Newton’s unresolved election year quarrel with Smith over outreach to black voters may be a local affair but it is a peek over the ledge of a much wider, national rift between some African-Americans and the LGBT community. It led Smith to participate in a recent panel titled, “Are Blacks Really THAT Homophobic?” The discussion, part of the annual National Association of Black Journalists convention held August 5-9 in Tampa, was an attempt to unpack the pervasive stereotype that African-Americans are irreparably homophobic.
In the weeks leading up to the 2008 election, New York Times headlines like ‘Same-Sex Marriage Ban is Tied to Obama Factor’ predicted a surge in black voters would end gay marriage in California. When Prop 8 did indeed pass, African-Americans, as a group, received the brunt of the blame.
In fact exit polls showed that even though 70 percent of African-American voters favored Prop 8, no single demographic—much less a small minority of voters within the state—swung the vote.
Still, the sense of betrayal and anger directed towards African-Americans stuck.
“It gave me a glimpse of some of the willingness to accept some pretty ugly stereotypes about the black community,” Smith said by phone.

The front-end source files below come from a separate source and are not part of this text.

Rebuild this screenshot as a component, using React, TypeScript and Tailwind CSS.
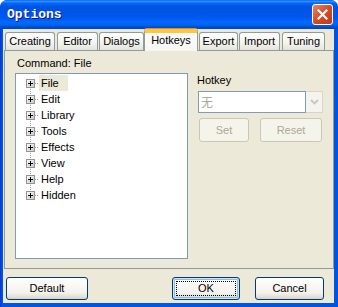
const tabs = [
  { label: "Creating", w: "w-[50px]", ml: "ml-[2px]" },
  { label: "Editor", w: "w-[41px]", ml: "ml-[2px]" },
  { label: "Dialogs", w: "w-[45px]", ml: "ml-[1px]" },
  { label: "Hotkeys", w: "w-[54px]", ml: "ml-[0px]", active: true },
  { label: "Export", w: "w-[39px]", ml: "ml-[1px]" },
  { label: "Import", w: "w-[41px]", ml: "ml-[1px]" },
  { label: "Tuning", w: "w-[43px]", ml: "ml-[2px]" },
];

const commands = ["File", "Edit", "Library", "Tools", "Effects", "View", "Help", "Hidden"];

const TreeGlyph = ({ first, last }: { first: boolean; last: boolean }) => (
  <svg width="23" height="16" viewBox="0 0 23 16" className="shrink-0">
    <defs>
      <linearGradient id="tbox" x1="0" y1="0" x2="1" y2="1">
        <stop offset="0" stopColor="#ffffff" />
        <stop offset="1" stopColor="#c6c5bc" />
      </linearGradient>
    </defs>
    <line x1="14.5" y1={first ? 8 : 0} x2="14.5" y2={last ? 8 : 16} stroke="#a0a0a0" strokeDasharray="1 1" />
    <line x1="19" y1="8.5" x2="23" y2="8.5" stroke="#a0a0a0" strokeDasharray="1 1" />
    <rect x="10.5" y="4.5" width="8" height="8" fill="url(#tbox)" stroke="#8c94a0" />
    <line x1="12" y1="8.5" x2="17" y2="8.5" stroke="#000" />
    <line x1="14.5" y1="6" x2="14.5" y2="11" stroke="#000" />
  </svg>
);

const XpButton = ({ label, w, focused }: { label: string; w: string; focused?: boolean }) => (
  <button
    className={`relative ${w} h-[23px] rounded-[3px] border border-[#003c74] bg-[linear-gradient(to_bottom,#ffffff,#f3f2ec_70%,#e3e0d5_90%,#d6d0c5)] text-[11px] text-black ${
      focused ? "shadow-[inset_0_0_0_1px_#cee7ff,inset_0_0_0_2px_#98b8ea]" : ""
    }`}
  >
    {focused && <span className="absolute inset-[3px] border border-dotted border-black" />}
    <span className="relative">{label}</span>
  </button>
);

const DisabledButton = ({ label, w }: { label: string; w: string }) => (
  <button className={`${w} h-[24px] rounded-[3px] border border-[#c9c7ba] bg-[#f5f4ea] text-[11px] text-[#aca899]`}>
    {label}
  </button>
);

export default function App() {
  return (
    <div className="w-[338px] h-[307px] rounded-t-[7px] bg-[linear-gradient(to_right,#0831d9,#0054e3_2px,#0055ea_50%,#0054e3)] flex flex-col overflow-hidden font-['Liberation_Sans',Arial,sans-serif] text-[11px] text-black">
      {/* title bar */}
      <div className="h-[29px] shrink-0 flex items-center pl-[7px] pr-[5px] rounded-t-[7px] bg-[linear-gradient(to_bottom,#0058ee_0%,#3593ff_4%,#288eff_6%,#127dff_8%,#036ffc_10%,#0262ee_14%,#0057e5_20%,#0054e3_24%,#0055eb_56%,#005bf5_66%,#026afe_76%,#0062ef_86%,#0052d6_92%,#0048c4_96%,#0045be_100%)]">
        <span className="font-['Liberation_Mono',monospace] font-bold text-[13px] text-white [text-shadow:1px_1px_#0a1883] pt-[1px]">
          Options
        </span>
        <div className="ml-auto w-[21px] h-[21px] rounded-[3px] border border-white bg-[linear-gradient(135deg,#e9856a,#d44b26_50%,#c2381c)] flex items-center justify-center">
          <svg width="11" height="11" viewBox="0 0 11 11">
            <path d="M1.5 1.5 L9.5 9.5 M9.5 1.5 L1.5 9.5" stroke="#fff" strokeWidth="2.2" strokeLinecap="square" />
          </svg>
        </div>
      </div>

      {/* client area */}
      <div className="flex-1 ml-[3px] mr-[4px] mb-[4px] bg-[#ece9d8] flex flex-col">
        {/* tabs */}
        <div className="h-[21px] flex items-end relative z-10">
          {tabs.map((t) =>
            t.active ? (
              <div
                key={t.label}
                className={`${t.w} ${t.ml} h-[22px] -mb-[1px] rounded-t-[3px] border-x border-[#919b9c] border-t-[3px] border-t-[#ffc83c] bg-[linear-gradient(to_bottom,#fcfcfe,#f7f6f0)] flex items-center justify-center pb-[2px] shadow-[inset_0_1px_0_#ffc83c,0_-1px_0_#e68b2c]`}
              >
                {t.label}
              </div>
            ) : (
              <div
                key={t.label}
                className={`${t.w} ${t.ml} h-[18px] rounded-t-[3px] border-x border-t border-[#919b9c] bg-[linear-gradient(to_bottom,#ffffff,#f3f3ef_60%,#e4e3dc)] flex items-center justify-center`}
              >
                {t.label}
              </div>
            )
          )}
        </div>

        {/* tab panel */}
        <div className="ml-[1px] w-[330px] h-[219px] border border-[#919b9c] bg-[#ece9d8] pt-[6px] pl-[10px] flex flex-col">
          <div className="h-[13px] leading-[13px] pl-[2px]">Command: File</div>
          <div className="flex mt-[3px]">
            <div className="w-[173px] h-[186px] border border-[#7f9db9] bg-white pt-[1px]">
              {commands.map((c, i) => (
                <div key={c} className="h-[16px] flex items-center">
                  <TreeGlyph first={i === 0} last={i === commands.length - 1} />
                  <span className={`h-[16px] leading-[16px] pl-[2px] ${i === 0 ? "w-[29px] bg-[#ece9d8]" : ""}`}>{c}</span>
                </div>
              ))}
            </div>

            <div className="ml-[9px] flex flex-col">
              <div className="h-[13px] leading-[13px] mt-[1px]">Hotkey</div>
              <div className="ml-[1px] mt-[4px] flex h-[22px]">
                <div className="w-[108px] h-[22px] border border-[#7f9db9] bg-white flex items-center pl-[2px]">
                  <span className="font-['Noto_Sans_CJK_SC',sans-serif] text-[12px] text-[#aca899] leading-none">无</span>
                </div>
                <div className="w-[17px] h-[22px] border border-l-0 border-[#d8d4c6] bg-[#f4f3ee] flex items-center justify-center">
                  <svg width="9" height="6" viewBox="0 0 9 6">
                    <path d="M1 1 L4.5 4.5 L8 1" stroke="#c9c7ba" strokeWidth="1.8" fill="none" />
                  </svg>
                </div>
              </div>
              <div className="flex mt-[5px] ml-[2px]">
                <DisabledButton label="Set" w="w-[50px]" />
                <div className="ml-[11px]">
                  <DisabledButton label="Reset" w="w-[62px]" />
                </div>
              </div>
            </div>
          </div>
        </div>

        {/* buttons */}
        <div className="flex mt-[8px] pl-[3px]">
          <XpButton label="Default" w="w-[82px]" />
          <div className="ml-auto flex mr-[10px]">
            <XpButton label="OK" w="w-[68px]" focused />
            <div className="ml-[15px]">
              <XpButton label="Cancel" w="w-[69px]" />
            </div>
          </div>
        </div>
      </div>
    </div>
  );
}
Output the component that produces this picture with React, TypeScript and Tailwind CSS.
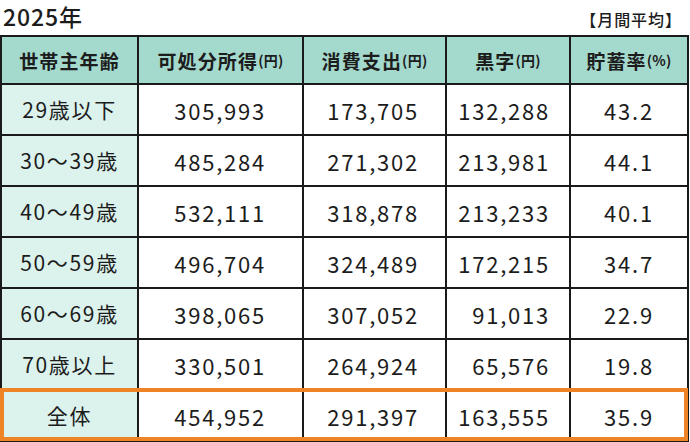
import React from 'react';

type Row = {
  age: string;
  income: string;
  spend: string;
  surplus: string;
  rate: string;
};

const rows: Row[] = [
  { age: '29歳以下', income: '305,993', spend: '173,705', surplus: '132,288', rate: '43.2' },
  { age: '30～39歳', income: '485,284', spend: '271,302', surplus: '213,981', rate: '44.1' },
  { age: '40～49歳', income: '532,111', spend: '318,878', surplus: '213,233', rate: '40.1' },
  { age: '50～59歳', income: '496,704', spend: '324,489', surplus: '172,215', rate: '34.7' },
  { age: '60～69歳', income: '398,065', spend: '307,052', surplus: '91,013', rate: '22.9' },
  { age: '70歳以上', income: '330,501', spend: '264,924', surplus: '65,576', rate: '19.8' },
];

const total: Row = { age: '全体', income: '454,952', spend: '291,397', surplus: '163,555', rate: '35.9' };

const grid = 'grid grid-cols-[137px_165px_143px_124px_118px]';
const cell = 'border-r-2 border-b-2 border-[#1a1a1a] flex items-center';

const BodyRow: React.FC<{ row: Row }> = ({ row }) => (
  <div className={`${grid} h-[51px]`}>
    <div className={`${cell} justify-center bg-[#dcf3ed] text-[21px] tracking-[0.08em]`}>{row.age}</div>
    <div className={`${cell} justify-end pr-[36px] tracking-[0.08em]`}>{row.income}</div>
    <div className={`${cell} justify-end pr-[26px] tracking-[0.08em]`}>{row.spend}</div>
    <div className={`${cell} justify-end pr-[19px] tracking-[0.08em]`}>{row.surplus}</div>
    <div className={`${cell} justify-center tracking-[0.08em]`}>{row.rate}</div>
  </div>
);

const Head: React.FC<{ label: string; unit?: string }> = ({ label, unit }) => (
  <div className={`${cell} justify-center bg-[#a4d9cd] font-bold`}>
    <span className="text-[19px] tracking-[0.06em]">{label}</span>
    {unit && <span className="text-[14px] tracking-[0.02em]">{unit}</span>}
  </div>
);

export default function App() {
  return (
    <div
      className="w-[690px] h-[442px] bg-white text-[#1c1c1c] overflow-hidden"
      style={{ fontFamily: '"Noto Sans CJK JP", "Noto Sans", sans-serif' }}
    >
      <div className="flex items-end justify-between h-[35px] pl-[3px] pr-[8px] pb-[7px]">
        <span className="text-[23px] leading-none font-medium tracking-[0.04em]">2025年</span>
        <span className="text-[16px] leading-none font-medium tracking-[0.06em] mb-[1px]">【月間平均】</span>
      </div>
      <div className="relative w-[689px] text-[22px] leading-none">
        <div className="border-l-2 border-t-2 border-[#1a1a1a]">
          <div className={`${grid} h-[48px]`}>
            <Head label="世帯主年齢" />
            <Head label="可処分所得" unit="(円)" />
            <Head label="消費支出" unit="(円)" />
            <Head label="黒字" unit="(円)" />
            <Head label="貯蓄率" unit="(%)" />
          </div>
          {rows.map((r) => (
            <BodyRow key={r.age} row={r} />
          ))}
          <BodyRow row={total} />
        </div>
        <div className="absolute left-0 right-[1px] bottom-[1px] h-[53px] border-4 border-[#ef8426] pointer-events-none" />
      </div>
    </div>
  );
}
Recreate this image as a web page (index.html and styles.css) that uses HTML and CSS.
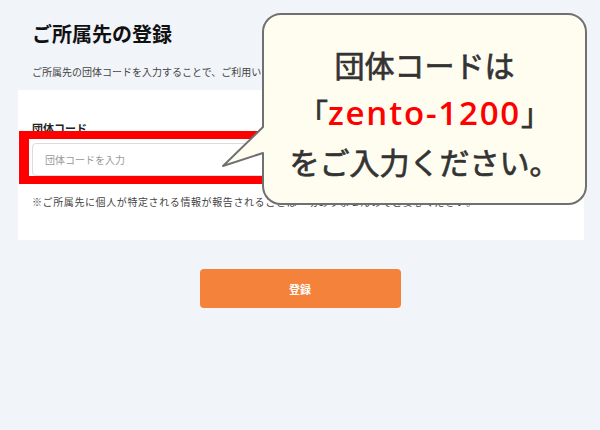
FILE: index.html
```html
<!DOCTYPE html>
<html lang="ja">
<head>
  <meta charset="UTF-8">
  <title>ご所属先の登録</title>
  <link rel="stylesheet" href="styles.css">
</head>
<body>

  <div class="page">
    <div class="header">
      <h1>ご所属先の登録</h1>
      <p class="lead">ご所属先の団体コードを入力することで、ご利用いただけるサービスが表示されます。</p>
    </div>

    <div class="card">
      <label class="label" for="code">団体コード</label>
      <div class="field">
        <input type="text" id="code" placeholder="団体コードを入力">
        <div class="mark"></div>
      </div>
      <p class="note">※ご所属先に個人が特定される情報が報告されることは一切ありませんのでご安心ください。</p>
    </div>

    <div class="actions">
      <button class="submit">登録</button>
    </div>

    <!-- 吹き出し -->
    <svg class="bubble-shape" width="370" height="195" viewBox="0 0 370 195">
      <path d="M61,2 H348 A18,18 0 0 1 366,20 V174 A18,18 0 0 1 348,192 H61 A18,18 0 0 1 43,174 V141 L3,154 L43,115 V20 A18,18 0 0 1 61,2 Z"
            fill="#fffdf0" stroke="#707070" stroke-width="2" stroke-linejoin="round"/>
    </svg>
    <div class="bubble-text">
      <span>団体コードは</span>
      <span>「<em>zento-1200</em>」</span>
      <span>をご入力ください。</span>
    </div>
  </div>

</body>
</html>
```

FILE: styles.css
```css
:root {
  --bg: #f1f4f9;
  --ink: #222;
  --orange: #f5823a;
  --red: #ff0000;
}

body {
  margin: 0;
  background-color: var(--bg);
  color: var(--ink);
  font-family: "Noto Sans CJK JP", "Noto Sans", sans-serif;
}

.page {
  position: relative;
  height: 430px;
  overflow: hidden;
}

.header {
  padding: 22px 32px 0;
}

h1 {
  margin: 0;
  font-size: 20px;
  line-height: 24px;
  font-weight: 700;
  color: #111;
}

.lead {
  margin: 19px 0 0;
  font-size: 10px;
  line-height: 14px;
  color: #444;
  white-space: nowrap;
}

.card {
  margin: 11px 16px 0 18px;
  padding: 31px 14px 31px;
  background-color: white;
}

.label {
  display: block;
  font-size: 11px;
  line-height: 14px;
  font-weight: 700;
  color: #222;
}

.field {
  position: relative;
  margin-top: 8px;
}

.field input {
  display: block;
  box-sizing: border-box;
  width: 100%;
  height: 33px;
  padding: 0 12px;
  border: 1px solid #dcdcdc;
  border-radius: 4px;
  font-family: inherit;
  font-size: 10px;
  color: #333;
  background: white;
}

.field input::placeholder {
  color: #999;
}

.mark {
  position: absolute;
  left: -13px;
  top: -12px;
  width: 280px;
  height: 53px;
  box-sizing: border-box;
  border: 8px solid var(--red);
  border-left-width: 10px;
}

.note {
  margin: 19px 0 0;
  font-size: 10px;
  line-height: 14px;
  letter-spacing: 0.6px;
  color: #444;
  white-space: nowrap;
}

.actions {
  display: flex;
  justify-content: center;
  margin-top: 29px;
}

.submit {
  width: 201px;
  height: 39px;
  border: none;
  border-radius: 4px;
  background-color: var(--orange);
  color: white;
  font-family: inherit;
  font-size: 11px;
  font-weight: 700;
  cursor: pointer;
}

.bubble-shape {
  position: absolute;
  left: 220px;
  top: 12px;
}

.bubble-text {
  position: absolute;
  left: 263px;
  top: 14px;
  width: 323px;
  height: 190px;
  box-sizing: border-box;
  padding-top: 6px;
  display: flex;
  flex-direction: column;
  align-items: center;
  justify-content: center;
  font-size: 30px;
  line-height: 48px;
  font-weight: 400;
  -webkit-text-stroke: 0.7px #333;
  color: #333;
}

.bubble-text em {
  font-family: "Open Sans", "Noto Sans", sans-serif;
  font-size: 33px;
  font-style: normal;
  font-weight: 600;
  letter-spacing: 1.8px;
  -webkit-text-stroke: 0;
  color: var(--red);
}
```
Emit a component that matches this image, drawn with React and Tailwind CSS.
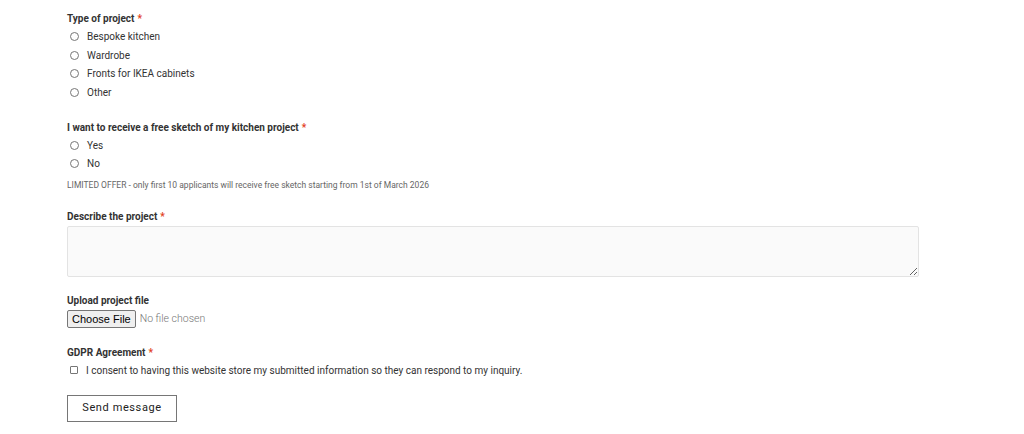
import React from 'react';

function Label({ children, required }) {
  return (
    <div className="text-[10px] font-bold text-[#333] leading-[14px]">
      {children}
      {required && <span className="text-[#e2401c] ml-[3px]">*</span>}
    </div>
  );
}

function Radio({ label }) {
  return (
    <label className="flex items-center h-[18.7px] text-[10px] text-[#333]">
      <span className="ml-[3px] w-[9px] h-[9px] rounded-full border border-[#767676] bg-white" />
      <span className="ml-[8px]">{label}</span>
    </label>
  );
}

export default function App() {
  return (
    <div className="w-[1024px] h-[434px] bg-white overflow-hidden" style={{ fontFamily: 'Roboto, "Liberation Sans", sans-serif' }}>
      <div className="pl-[67px] pt-[12px] w-[919px]">
        <Label required>Type of project</Label>
        <div className="mt-[1px]">
          {['Bespoke kitchen', 'Wardrobe', 'Fronts for IKEA cabinets', 'Other'].map(o => <Radio key={o} label={o} />)}
        </div>

        <div className="mt-[19px]">
          <Label required>I want to receive a free sketch of my kitchen project</Label>
        </div>
        <div className="mt-[1px]">
          {['Yes', 'No'].map(o => <Radio key={o} label={o} />)}
        </div>
        <div className="mt-[7px] text-[8.5px] text-[#666] leading-[10px]">
          LIMITED OFFER - only first 10 applicants will receive free sketch starting from 1st of March 2026
        </div>

        <div className="mt-[20px]">
          <Label required>Describe the project</Label>
        </div>
        <textarea className="block mt-[2px] w-[852px] h-[51px] bg-[#fafafa] border border-[#e3e3e3] rounded-[2px] outline-none" />

        <div className="mt-[17px]">
          <Label>Upload project file</Label>
        </div>
        <div className="flex items-center mt-[2px] h-[18px]">
          <button className="h-[18px] px-[4px] text-[11px] text-black bg-[#efefef] border border-[#767676] rounded-[2px] leading-none" style={{ fontFamily: '"Liberation Sans", Arial, sans-serif' }}>Choose File</button>
          <span className="ml-[4px] text-[10.5px] text-[#757575] font-light">No file chosen</span>
        </div>

        <div className="mt-[18px]">
          <Label required>GDPR Agreement</Label>
        </div>
        <label className="flex items-center mt-[3px] h-[14px] text-[10px] text-[#333]">
          <span className="ml-[3px] w-[8px] h-[8px] rounded-[1px] border border-[#767676] bg-white" />
          <span className="ml-[8px]">I consent to having this website store my submitted information so they can respond to my inquiry.</span>
        </label>

        <button className="mt-[18px] w-[110px] h-[27px] border border-[#767676] bg-white text-[11px] text-[#222] tracking-[0.6px]">
          Send message
        </button>
      </div>
    </div>
  );
}
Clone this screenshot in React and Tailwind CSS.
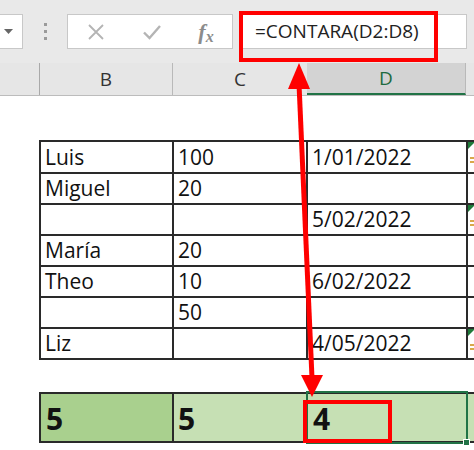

About 15 minutes into the hour and a half long discussion, Rashad Robinson media director of the prominent national advocacy group, Gay & Lesbian Alliance Against Defamation dismissed the premise that any racial group could be generalized as homophobic. He also took journalists to task for advancing that message.
“Often times what I see in stories [about gay marriage],” he said, “is the ‘why’ is because they’re black and [therefore] homophobic.”
Robinson confirmed that GLAAD’s own internal polling showed African-Americans are least supportive of gay marriage but Smith countered reliance on polls with what she has seen and heard as a community organizer.
“While we had the grassroots infrastructure and people willing to be out in the hot sun talking to voters, the big money went to [Florida Red and Blue, which] would not talk to black voters,” said Smith, who believes in finding the right way to communicate with African-Americans.
After all, her and her new wife’s legal rights are at stake. Smith and Hildebran married this past weekend–in Vermont.